Problem to work on: All lines holding the string "components" are to be shown.

Records supplied:
Begin

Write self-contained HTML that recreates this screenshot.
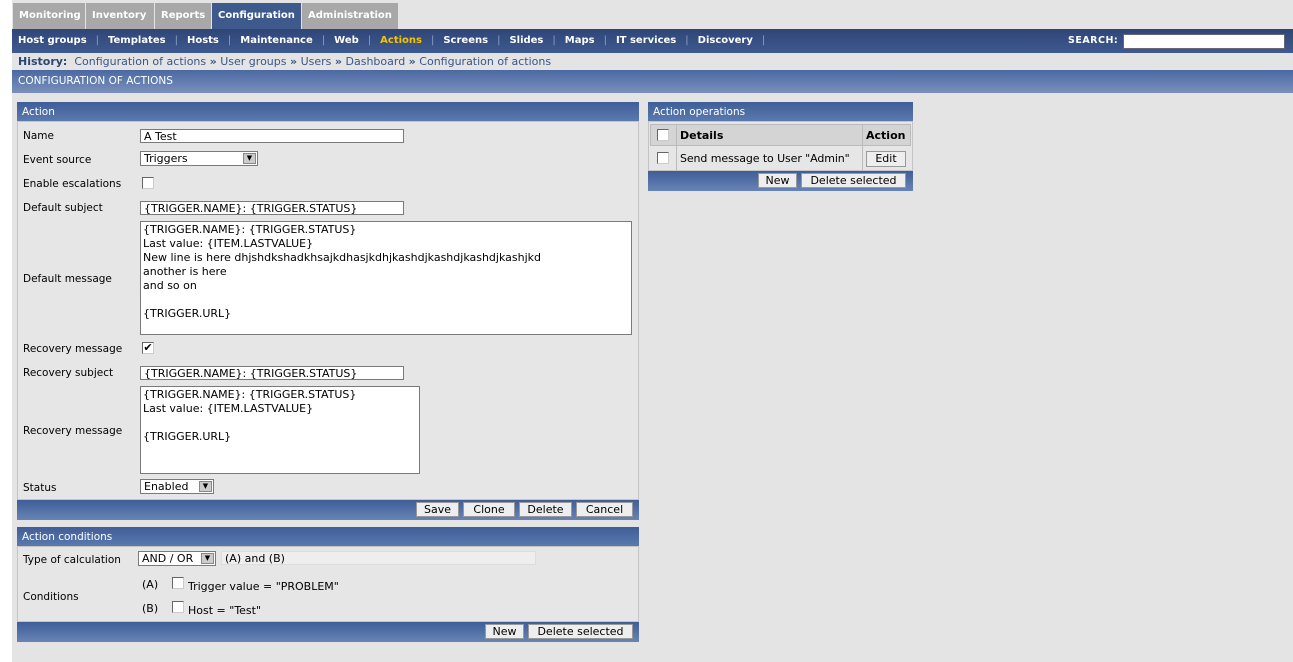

End
Begin

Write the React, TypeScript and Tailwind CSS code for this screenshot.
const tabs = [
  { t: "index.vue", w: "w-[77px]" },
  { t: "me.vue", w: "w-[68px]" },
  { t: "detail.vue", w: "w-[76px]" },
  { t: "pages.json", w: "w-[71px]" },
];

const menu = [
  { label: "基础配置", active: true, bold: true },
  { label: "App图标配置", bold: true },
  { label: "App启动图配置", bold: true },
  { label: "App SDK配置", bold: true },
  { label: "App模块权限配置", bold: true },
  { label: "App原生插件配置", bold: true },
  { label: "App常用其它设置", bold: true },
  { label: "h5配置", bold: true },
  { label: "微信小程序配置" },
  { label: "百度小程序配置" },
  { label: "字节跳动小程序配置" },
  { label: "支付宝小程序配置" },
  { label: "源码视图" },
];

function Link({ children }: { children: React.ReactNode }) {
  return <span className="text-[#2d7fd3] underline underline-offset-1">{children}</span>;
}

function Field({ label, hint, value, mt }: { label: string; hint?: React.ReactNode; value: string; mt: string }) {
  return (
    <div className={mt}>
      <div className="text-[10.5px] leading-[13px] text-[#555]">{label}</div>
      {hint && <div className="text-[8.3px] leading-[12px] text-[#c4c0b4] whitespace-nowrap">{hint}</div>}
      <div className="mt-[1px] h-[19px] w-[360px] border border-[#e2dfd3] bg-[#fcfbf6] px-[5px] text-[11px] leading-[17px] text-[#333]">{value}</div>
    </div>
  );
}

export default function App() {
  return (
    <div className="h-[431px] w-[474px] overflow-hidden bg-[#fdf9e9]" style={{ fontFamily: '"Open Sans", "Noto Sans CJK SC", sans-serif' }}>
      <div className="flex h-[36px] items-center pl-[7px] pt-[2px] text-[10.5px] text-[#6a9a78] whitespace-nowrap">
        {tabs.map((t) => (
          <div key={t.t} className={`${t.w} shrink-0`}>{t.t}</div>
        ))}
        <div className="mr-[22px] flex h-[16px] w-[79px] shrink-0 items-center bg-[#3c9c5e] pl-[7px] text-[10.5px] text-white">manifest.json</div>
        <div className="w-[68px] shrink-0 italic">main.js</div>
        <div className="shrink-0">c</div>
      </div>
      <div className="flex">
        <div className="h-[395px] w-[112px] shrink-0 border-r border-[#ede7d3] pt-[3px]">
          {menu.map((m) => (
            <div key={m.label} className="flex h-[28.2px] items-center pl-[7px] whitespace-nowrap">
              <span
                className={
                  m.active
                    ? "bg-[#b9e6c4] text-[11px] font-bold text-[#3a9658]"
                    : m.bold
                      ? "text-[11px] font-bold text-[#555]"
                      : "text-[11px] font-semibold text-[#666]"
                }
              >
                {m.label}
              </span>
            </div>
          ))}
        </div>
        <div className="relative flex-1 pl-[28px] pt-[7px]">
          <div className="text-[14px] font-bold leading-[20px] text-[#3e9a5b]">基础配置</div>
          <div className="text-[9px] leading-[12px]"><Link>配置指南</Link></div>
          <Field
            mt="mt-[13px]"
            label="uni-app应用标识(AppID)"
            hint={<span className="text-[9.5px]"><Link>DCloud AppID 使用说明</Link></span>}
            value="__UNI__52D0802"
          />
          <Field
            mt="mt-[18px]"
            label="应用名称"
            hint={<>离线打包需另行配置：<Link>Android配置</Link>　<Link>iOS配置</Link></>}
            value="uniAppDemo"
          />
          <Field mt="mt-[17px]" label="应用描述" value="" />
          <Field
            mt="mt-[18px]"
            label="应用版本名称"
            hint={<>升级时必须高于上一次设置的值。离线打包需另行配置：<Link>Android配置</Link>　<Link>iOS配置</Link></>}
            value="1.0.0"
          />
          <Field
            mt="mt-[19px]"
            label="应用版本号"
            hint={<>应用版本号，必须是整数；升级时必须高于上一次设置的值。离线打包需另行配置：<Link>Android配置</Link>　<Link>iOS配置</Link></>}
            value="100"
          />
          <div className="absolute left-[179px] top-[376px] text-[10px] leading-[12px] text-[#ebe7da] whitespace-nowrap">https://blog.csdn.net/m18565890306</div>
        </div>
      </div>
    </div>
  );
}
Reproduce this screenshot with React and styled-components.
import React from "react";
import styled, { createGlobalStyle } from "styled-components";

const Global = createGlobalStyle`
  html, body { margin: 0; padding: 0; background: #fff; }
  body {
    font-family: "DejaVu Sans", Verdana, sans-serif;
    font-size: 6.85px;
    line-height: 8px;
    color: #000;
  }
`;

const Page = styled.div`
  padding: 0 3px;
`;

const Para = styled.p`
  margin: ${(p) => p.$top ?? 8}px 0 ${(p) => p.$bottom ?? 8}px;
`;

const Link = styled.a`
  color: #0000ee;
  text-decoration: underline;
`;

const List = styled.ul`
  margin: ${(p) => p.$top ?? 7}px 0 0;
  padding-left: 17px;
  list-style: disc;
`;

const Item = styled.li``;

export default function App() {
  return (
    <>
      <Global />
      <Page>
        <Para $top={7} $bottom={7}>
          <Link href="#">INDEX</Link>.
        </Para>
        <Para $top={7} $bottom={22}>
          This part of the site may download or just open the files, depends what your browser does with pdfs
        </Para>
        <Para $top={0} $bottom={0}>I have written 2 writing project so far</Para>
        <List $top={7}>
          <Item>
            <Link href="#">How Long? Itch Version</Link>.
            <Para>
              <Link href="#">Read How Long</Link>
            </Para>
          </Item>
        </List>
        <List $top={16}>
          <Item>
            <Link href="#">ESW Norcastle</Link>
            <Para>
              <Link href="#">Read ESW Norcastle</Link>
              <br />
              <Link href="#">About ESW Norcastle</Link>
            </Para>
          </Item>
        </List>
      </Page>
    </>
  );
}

End
Begin

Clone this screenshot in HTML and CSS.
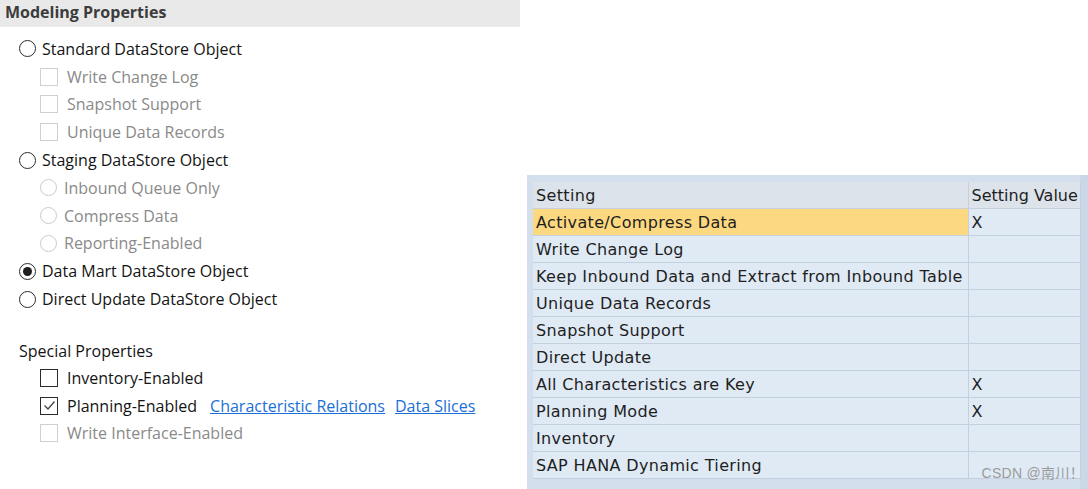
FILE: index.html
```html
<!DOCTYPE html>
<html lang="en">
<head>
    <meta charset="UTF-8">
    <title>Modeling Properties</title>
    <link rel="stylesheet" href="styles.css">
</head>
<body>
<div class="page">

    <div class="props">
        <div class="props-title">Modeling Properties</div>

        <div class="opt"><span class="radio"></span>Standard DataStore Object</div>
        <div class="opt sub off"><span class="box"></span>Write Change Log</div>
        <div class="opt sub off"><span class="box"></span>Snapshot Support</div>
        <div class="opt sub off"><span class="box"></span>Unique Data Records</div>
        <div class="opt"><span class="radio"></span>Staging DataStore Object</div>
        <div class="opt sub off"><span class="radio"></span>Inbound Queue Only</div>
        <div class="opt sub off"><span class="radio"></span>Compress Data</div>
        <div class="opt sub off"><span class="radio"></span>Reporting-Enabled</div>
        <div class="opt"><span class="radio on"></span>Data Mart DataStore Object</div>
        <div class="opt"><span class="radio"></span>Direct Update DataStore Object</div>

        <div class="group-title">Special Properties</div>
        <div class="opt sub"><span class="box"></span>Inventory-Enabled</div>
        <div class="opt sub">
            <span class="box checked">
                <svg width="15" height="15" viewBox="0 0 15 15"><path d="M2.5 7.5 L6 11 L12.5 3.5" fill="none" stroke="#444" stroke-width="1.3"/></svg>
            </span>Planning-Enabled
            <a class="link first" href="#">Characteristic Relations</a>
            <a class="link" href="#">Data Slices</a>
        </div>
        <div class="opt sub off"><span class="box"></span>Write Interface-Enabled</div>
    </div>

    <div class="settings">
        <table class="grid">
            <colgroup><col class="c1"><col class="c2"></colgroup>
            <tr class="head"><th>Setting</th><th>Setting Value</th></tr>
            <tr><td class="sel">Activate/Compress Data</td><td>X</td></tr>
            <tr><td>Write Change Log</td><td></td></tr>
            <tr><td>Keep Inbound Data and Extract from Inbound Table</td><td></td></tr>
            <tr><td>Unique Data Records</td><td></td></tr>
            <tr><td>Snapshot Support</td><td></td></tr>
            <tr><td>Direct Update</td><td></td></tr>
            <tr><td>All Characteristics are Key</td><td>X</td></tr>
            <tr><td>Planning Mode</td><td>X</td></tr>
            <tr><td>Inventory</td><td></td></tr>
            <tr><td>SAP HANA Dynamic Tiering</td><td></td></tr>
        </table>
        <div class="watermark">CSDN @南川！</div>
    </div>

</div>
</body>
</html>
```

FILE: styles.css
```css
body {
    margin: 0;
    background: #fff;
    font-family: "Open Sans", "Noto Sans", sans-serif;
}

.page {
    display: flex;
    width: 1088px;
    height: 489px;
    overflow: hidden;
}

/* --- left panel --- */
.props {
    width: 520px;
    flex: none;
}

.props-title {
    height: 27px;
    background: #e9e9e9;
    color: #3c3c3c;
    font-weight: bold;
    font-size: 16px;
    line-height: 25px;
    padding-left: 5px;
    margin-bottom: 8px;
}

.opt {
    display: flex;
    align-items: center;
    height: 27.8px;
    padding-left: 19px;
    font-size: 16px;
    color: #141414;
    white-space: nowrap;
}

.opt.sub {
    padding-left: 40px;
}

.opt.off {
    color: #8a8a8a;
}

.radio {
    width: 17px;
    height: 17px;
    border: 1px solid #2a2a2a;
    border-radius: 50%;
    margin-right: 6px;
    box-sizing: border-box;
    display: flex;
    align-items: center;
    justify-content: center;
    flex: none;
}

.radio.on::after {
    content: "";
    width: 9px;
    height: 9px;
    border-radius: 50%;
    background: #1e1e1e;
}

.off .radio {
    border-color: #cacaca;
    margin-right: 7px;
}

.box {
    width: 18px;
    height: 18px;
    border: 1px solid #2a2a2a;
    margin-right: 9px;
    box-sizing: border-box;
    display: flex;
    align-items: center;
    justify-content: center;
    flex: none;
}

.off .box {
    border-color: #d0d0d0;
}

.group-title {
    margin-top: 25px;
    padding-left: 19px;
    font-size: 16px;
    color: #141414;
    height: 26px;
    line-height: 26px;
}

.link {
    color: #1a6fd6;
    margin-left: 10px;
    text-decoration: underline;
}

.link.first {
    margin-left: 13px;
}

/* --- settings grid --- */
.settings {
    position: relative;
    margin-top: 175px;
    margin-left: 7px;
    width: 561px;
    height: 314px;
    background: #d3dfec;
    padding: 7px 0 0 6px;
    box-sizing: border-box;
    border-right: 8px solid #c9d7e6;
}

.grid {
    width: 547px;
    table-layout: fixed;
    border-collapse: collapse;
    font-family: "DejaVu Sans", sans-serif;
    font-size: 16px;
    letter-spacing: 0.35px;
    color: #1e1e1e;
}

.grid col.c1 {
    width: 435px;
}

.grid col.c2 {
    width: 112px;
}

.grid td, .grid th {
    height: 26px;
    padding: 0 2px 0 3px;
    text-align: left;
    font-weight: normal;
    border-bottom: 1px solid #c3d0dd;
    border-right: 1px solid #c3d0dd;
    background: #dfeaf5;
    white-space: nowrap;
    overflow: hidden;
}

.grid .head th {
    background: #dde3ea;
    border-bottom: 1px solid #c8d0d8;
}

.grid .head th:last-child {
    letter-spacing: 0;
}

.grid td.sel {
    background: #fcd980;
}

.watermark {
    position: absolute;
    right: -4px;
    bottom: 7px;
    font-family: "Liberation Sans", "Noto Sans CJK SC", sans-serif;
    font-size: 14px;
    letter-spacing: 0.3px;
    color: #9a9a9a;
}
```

End

Finished exercise:
Reproduce this screenshot with React and styled-components.
import styled, { createGlobalStyle } from "styled-components";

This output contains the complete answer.